WOODSTOCK – Efforts to conserve 644 acres of woodland got a big boost this week.
The Land For Maine’s Future Board allocated $251,000 to the Mahoosuc Land Trust toward the purchase of Buck’s Ledge, which includes Lapham Ledge and Moody Mountain.
Buck’s Ledge is a huge granite outcropping above North Pond that is visible from Route 26 and Gore Road.
“We want to make it accessible for people in the future,” Buck’s Ledge Committee member Jane Chandler said at an informational meeting Friday night.
After providing a brief background on the trust, which owns 13,486 acres and has conservation easements on 807 acres, Chandler described all-season recreational and scenic benefits of the former paper company land.
Not only are there rare plants on the parcel, but Chandler said that on a hike up to Buck’s Ledge last month, she saw a nesting peregrine falcon.
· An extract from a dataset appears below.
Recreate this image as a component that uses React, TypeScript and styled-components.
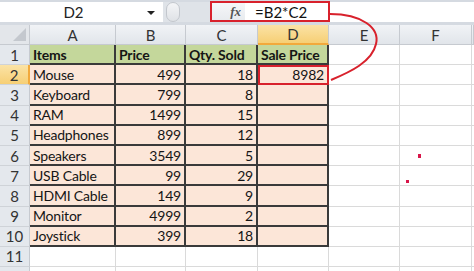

Committee member Cathy Newell of Greenwood said she thought local people would donate money to help the trust buy the property, which the town of Woodstock would officially own. The trust will maintain the parcel, keeping the land wild and available for recreational activities.
Newell credited state Rep. Timothy Carter, D-Bethel, and State Sen. Bruce Bryant, D-Canton, with helping to get Land for Maine’s Future funding for the project.
In addition to the trust and LMF, the Maine Department of Conservation is a financial partner in the endeavor.
Using the $251,000 and an as-yet-unknown amount from the Department of Conservation, the trust will raise the balance needed to buy the 644 acres from agent BayRoot LLC.
According to a Buck’s Ledge brochure at Friday night’s meeting, the projected selling price was $750,000.
However, Jim Mitchell, executive director of the Mahoosuc Land Trust and Steve Wight, the trust’s president, said a sale price had yet to be set. That’s why the trust has commissioned an appraisal of the property, which is required by LMF due to its use of public money to conserve land.
Once that is done, Mitchell said the goal would be to finalize the purchase and sale this fall. Then, a campaign would begin by winter to raise the remaining amount locally.
An initial appraisal two years ago valued the property at $560,000, Wight said, but the landowner rejected it.
“We tried to buy the property as the land trust and we thought we had an agreement. We went right to the 11th hour and they rejected it, because they thought they could get more money,” Wight said.
“The good news is that Bayroot held the parcel off the market, because they knew we were interested in it. They want us to have it, but we don’t quite know at what price.”